Exercise description: Type out all the records word for word. Any pictures are to be left out.

Data entries:

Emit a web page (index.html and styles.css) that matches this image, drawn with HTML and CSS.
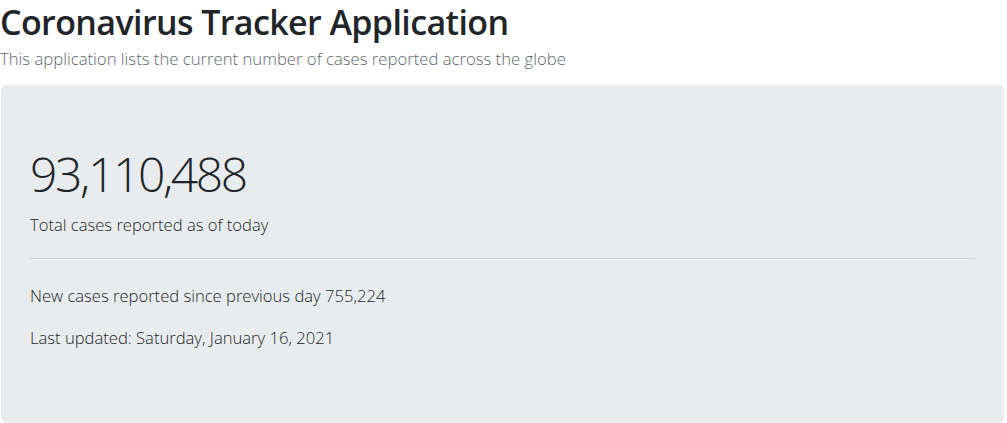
FILE: index.html
```html
<!DOCTYPE html>
<html lang="en">
<head>
<meta charset="utf-8">
<title>Coronavirus Tracker Application</title>
<link rel="stylesheet" href="styles.css">
</head>
<body>
<header class="header">
  <h1 class="title">Coronavirus Tracker Application</h1>
  <p class="subtitle">This application lists the current number of cases reported across the globe</p>
</header>
<main class="jumbotron">
  <div class="total">93,110,488</div>
  <p class="lead">Total cases reported as of today</p>
  <hr class="divider">
  <p class="info">New cases reported since previous day 755,224</p>
  <p class="info">Last updated: Saturday, January 16, 2021</p>
</main>
</body>
</html>
```
FILE: styles.css
```css
html, body {
  margin: 0;
  padding: 0;
  background: #fff;
}
body {
  font-family: "Open Sans", "Noto Sans", "Liberation Sans", sans-serif;
  color: #212529;
}
.header {
  padding-top: 2px;
}
.title {
  margin: 0;
  font-size: 34px;
  font-weight: 600;
  line-height: 40px;
  letter-spacing: -0.6px;
}
.subtitle {
  margin: 5px 0 0 0;
  font-size: 16.7px;
  font-weight: 300;
  line-height: 24px;
  color: #5f676e;
}
.jumbotron {
  margin: 14px 3px 0 1px;
  height: 338px;
  box-sizing: border-box;
  background: #e9ecef;
  border-radius: 5px;
  padding: 60px 29px 0 29px;
}
.total {
  font-size: 48px;
  font-weight: 300;
  line-height: 58px;
  letter-spacing: -2.4px;
}
.lead, .info {
  margin: 0;
  font-size: 16.6px;
  font-weight: 300;
  line-height: 24px;
}
.lead {
  margin-top: 10px;
}
.divider {
  margin: 21px 0 25px 0;
  border: 0;
  border-top: 1px solid rgba(0, 0, 0, 0.1);
}
.info {
  margin-bottom: 18px;
}
```
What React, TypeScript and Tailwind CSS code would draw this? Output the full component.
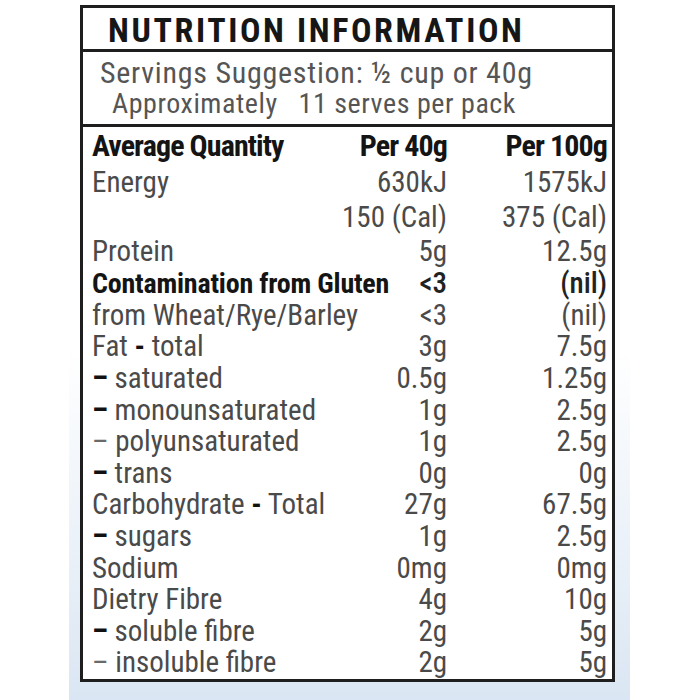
import React from "react";

type Row = {
  label: React.ReactNode;
  v1: string;
  v2: string;
  h: string;
  bold?: boolean;
};

const Dash = ({ light }: { light?: boolean }) => (
  <span className={light ? "text-[#6a6a6a]" : "text-[#111] font-bold"}>–</span>
);

const Hy = () => <span className="text-[#111] font-bold">-</span>;

const rows: Row[] = [
  { label: "Energy", v1: "630kJ", v2: "1575kJ", h: "h-[36px]" },
  { label: "", v1: "150 (Cal)", v2: "375 (Cal)", h: "h-[35px]" },
  { label: "Protein", v1: "5g", v2: "12.5g", h: "h-[33px]" },
  {
    label: (
      <span className="font-bold text-[#141414] text-[28px] tracking-[-0.2px]">Contamination from Gluten</span>
    ),
    v1: "<3",
    v2: "(nil)",
    h: "h-[31.6px]",
    bold: true,
  },
  { label: "from Wheat/Rye/Barley", v1: "<3", v2: "(nil)", h: "h-[31.6px]" },
  { label: <>Fat <Hy /> total</>, v1: "3g", v2: "7.5g", h: "h-[31.6px]" },
  { label: <><Dash /> saturated</>, v1: "0.5g", v2: "1.25g", h: "h-[31.6px]" },
  { label: <><Dash /> monounsaturated</>, v1: "1g", v2: "2.5g", h: "h-[31.6px]" },
  { label: <><Dash light /> polyunsaturated</>, v1: "1g", v2: "2.5g", h: "h-[31.6px]" },
  { label: <><Dash /> trans</>, v1: "0g", v2: "0g", h: "h-[31.6px]" },
  { label: <>Carbohydrate <Hy /> Total</>, v1: "27g", v2: "67.5g", h: "h-[31.6px]" },
  { label: <><Dash /> sugars</>, v1: "1g", v2: "2.5g", h: "h-[31.6px]" },
  { label: "Sodium", v1: "0mg", v2: "0mg", h: "h-[31.6px]" },
  { label: "Dietry Fibre", v1: "4g", v2: "10g", h: "h-[31.6px]" },
  { label: <><Dash /> soluble fibre</>, v1: "2g", v2: "5g", h: "h-[31.6px]" },
  { label: <><Dash light /> insoluble fibre</>, v1: "2g", v2: "5g", h: "h-[31.6px]" },
];

export default function App() {
  return (
    <div className="w-[700px] h-[700px] bg-white flex font-['Roboto_Condensed','Roboto',sans-serif]">
      <div className="ml-[69px] w-[561px] h-full bg-[linear-gradient(to_bottom,#ffffff_0%,#ffffff_50%,#e9f0f8_80%,#dae6f3_100%)] pt-[5px] pl-[11px]">
        <div className="w-[535px] border-[3px] border-[#1e1e1e] bg-white">
          {/* Title */}
          <div className="h-[44px] border-b-[3px] border-[#1e1e1e] flex items-center pl-[25px] pt-[2px]">
            <span className="text-[34px] leading-none font-bold tracking-[2.6px] text-[#161616]">
              NUTRITION INFORMATION
            </span>
          </div>
          {/* Servings */}
          <div className="h-[75px] border-b-[3px] border-[#1e1e1e] flex flex-col justify-center text-[#555] leading-[31px]">
            <div className="pl-[17px] text-[30px] tracking-[0.75px]">Servings Suggestion: ½ cup or 40g</div>
            <div className="pl-[29px] text-[28px] tracking-[0.55px] whitespace-pre">Approximately   11 serves per pack</div>
          </div>
          {/* Table */}
          <div className="pl-[9px] pr-[5px] text-[29px] leading-none text-[#4a4a4a]">
            <div className="h-[37px] grid grid-cols-[1fr_auto_160px] items-center font-bold text-[30px] text-[#141414] tracking-[-0.9px]">
              <span className="whitespace-nowrap">Average Quantity</span>
              <span className="text-right">Per 40g</span>
              <span className="text-right">Per 100g</span>
            </div>
            {rows.map((r, i) => (
              <div
                key={i}
                className={`${r.h} grid grid-cols-[1fr_auto_160px] items-center`}
              >
                <span className="whitespace-nowrap">{r.label}</span>
                <span className={`text-right whitespace-nowrap ${r.bold ? "text-[#222] font-medium" : ""}`}>{r.v1}</span>
                <span className={`text-right whitespace-nowrap ${r.bold ? "text-[#222] font-medium" : ""}`}>{r.v2}</span>
              </div>
            ))}
          </div>
        </div>
      </div>
    </div>
  );
}
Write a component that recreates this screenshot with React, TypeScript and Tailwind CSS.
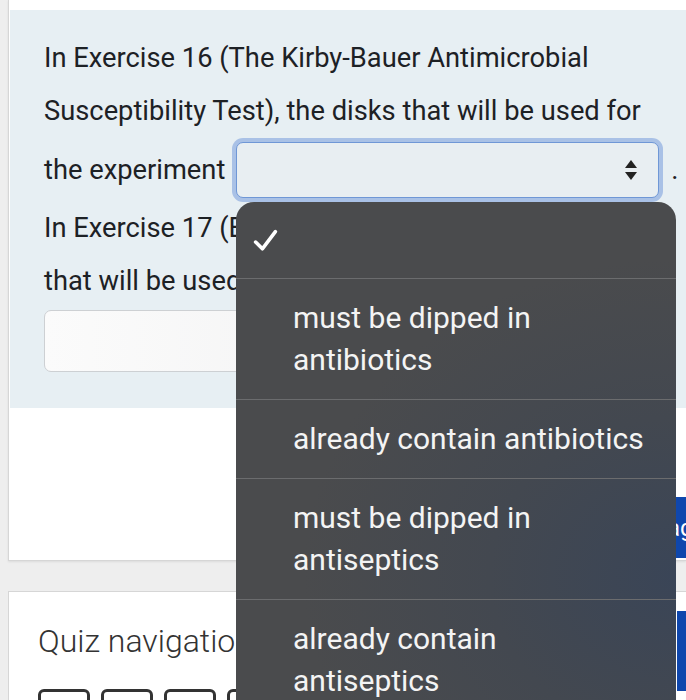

Correct answer:
Emit a web page (index.html and styles.css) that matches this image, drawn with HTML and CSS.
FILE: index.html
```html
<!DOCTYPE html>
<html lang="en">
<head>
<meta charset="utf-8">
<title>Coronavirus Tracker Application</title>
<link rel="stylesheet" href="styles.css">
</head>
<body>
<header class="header">
  <h1 class="title">Coronavirus Tracker Application</h1>
  <p class="subtitle">This application lists the current number of cases reported across the globe</p>
</header>
<main class="jumbotron">
  <div class="total">93,110,488</div>
  <p class="lead">Total cases reported as of today</p>
  <hr class="divider">
  <p class="info">New cases reported since previous day 755,224</p>
  <p class="info">Last updated: Saturday, January 16, 2021</p>
</main>
</body>
</html>
```
FILE: styles.css
```css
html, body {
  margin: 0;
  padding: 0;
  background: #fff;
}
body {
  font-family: "Open Sans", "Noto Sans", "Liberation Sans", sans-serif;
  color: #212529;
}
.header {
  padding-top: 2px;
}
.title {
  margin: 0;
  font-size: 34px;
  font-weight: 600;
  line-height: 40px;
  letter-spacing: -0.6px;
}
.subtitle {
  margin: 5px 0 0 0;
  font-size: 16.7px;
  font-weight: 300;
  line-height: 24px;
  color: #5f676e;
}
.jumbotron {
  margin: 14px 3px 0 1px;
  height: 338px;
  box-sizing: border-box;
  background: #e9ecef;
  border-radius: 5px;
  padding: 60px 29px 0 29px;
}
.total {
  font-size: 48px;
  font-weight: 300;
  line-height: 58px;
  letter-spacing: -2.4px;
}
.lead, .info {
  margin: 0;
  font-size: 16.6px;
  font-weight: 300;
  line-height: 24px;
}
.lead {
  margin-top: 10px;
}
.divider {
  margin: 21px 0 25px 0;
  border: 0;
  border-top: 1px solid rgba(0, 0, 0, 0.1);
}
.info {
  margin-bottom: 18px;
}
```
What React, TypeScript and Tailwind CSS code would draw this? Output the full component.
import React from "react";

type Row = {
  label: React.ReactNode;
  v1: string;
  v2: string;
  h: string;
  bold?: boolean;
};

const Dash = ({ light }: { light?: boolean }) => (
  <span className={light ? "text-[#6a6a6a]" : "text-[#111] font-bold"}>–</span>
);

const Hy = () => <span className="text-[#111] font-bold">-</span>;

const rows: Row[] = [
  { label: "Energy", v1: "630kJ", v2: "1575kJ", h: "h-[36px]" },
  { label: "", v1: "150 (Cal)", v2: "375 (Cal)", h: "h-[35px]" },
  { label: "Protein", v1: "5g", v2: "12.5g", h: "h-[33px]" },
  {
    label: (
      <span className="font-bold text-[#141414] text-[28px] tracking-[-0.2px]">Contamination from Gluten</span>
    ),
    v1: "<3",
    v2: "(nil)",
    h: "h-[31.6px]",
    bold: true,
  },
  { label: "from Wheat/Rye/Barley", v1: "<3", v2: "(nil)", h: "h-[31.6px]" },
  { label: <>Fat <Hy /> total</>, v1: "3g", v2: "7.5g", h: "h-[31.6px]" },
  { label: <><Dash /> saturated</>, v1: "0.5g", v2: "1.25g", h: "h-[31.6px]" },
  { label: <><Dash /> monounsaturated</>, v1: "1g", v2: "2.5g", h: "h-[31.6px]" },
  { label: <><Dash light /> polyunsaturated</>, v1: "1g", v2: "2.5g", h: "h-[31.6px]" },
  { label: <><Dash /> trans</>, v1: "0g", v2: "0g", h: "h-[31.6px]" },
  { label: <>Carbohydrate <Hy /> Total</>, v1: "27g", v2: "67.5g", h: "h-[31.6px]" },
  { label: <><Dash /> sugars</>, v1: "1g", v2: "2.5g", h: "h-[31.6px]" },
  { label: "Sodium", v1: "0mg", v2: "0mg", h: "h-[31.6px]" },
  { label: "Dietry Fibre", v1: "4g", v2: "10g", h: "h-[31.6px]" },
  { label: <><Dash /> soluble fibre</>, v1: "2g", v2: "5g", h: "h-[31.6px]" },
  { label: <><Dash light /> insoluble fibre</>, v1: "2g", v2: "5g", h: "h-[31.6px]" },
];

export default function App() {
  return (
    <div className="w-[700px] h-[700px] bg-white flex font-['Roboto_Condensed','Roboto',sans-serif]">
      <div className="ml-[69px] w-[561px] h-full bg-[linear-gradient(to_bottom,#ffffff_0%,#ffffff_50%,#e9f0f8_80%,#dae6f3_100%)] pt-[5px] pl-[11px]">
        <div className="w-[535px] border-[3px] border-[#1e1e1e] bg-white">
          {/* Title */}
          <div className="h-[44px] border-b-[3px] border-[#1e1e1e] flex items-center pl-[25px] pt-[2px]">
            <span className="text-[34px] leading-none font-bold tracking-[2.6px] text-[#161616]">
              NUTRITION INFORMATION
            </span>
          </div>
          {/* Servings */}
          <div className="h-[75px] border-b-[3px] border-[#1e1e1e] flex flex-col justify-center text-[#555] leading-[31px]">
            <div className="pl-[17px] text-[30px] tracking-[0.75px]">Servings Suggestion: ½ cup or 40g</div>
            <div className="pl-[29px] text-[28px] tracking-[0.55px] whitespace-pre">Approximately   11 serves per pack</div>
          </div>
          {/* Table */}
          <div className="pl-[9px] pr-[5px] text-[29px] leading-none text-[#4a4a4a]">
            <div className="h-[37px] grid grid-cols-[1fr_auto_160px] items-center font-bold text-[30px] text-[#141414] tracking-[-0.9px]">
              <span className="whitespace-nowrap">Average Quantity</span>
              <span className="text-right">Per 40g</span>
              <span className="text-right">Per 100g</span>
            </div>
            {rows.map((r, i) => (
              <div
                key={i}
                className={`${r.h} grid grid-cols-[1fr_auto_160px] items-center`}
              >
                <span className="whitespace-nowrap">{r.label}</span>
                <span className={`text-right whitespace-nowrap ${r.bold ? "text-[#222] font-medium" : ""}`}>{r.v1}</span>
                <span className={`text-right whitespace-nowrap ${r.bold ? "text-[#222] font-medium" : ""}`}>{r.v2}</span>
              </div>
            ))}
          </div>
        </div>
      </div>
    </div>
  );
}
Write a component that recreates this screenshot with React, TypeScript and Tailwind CSS.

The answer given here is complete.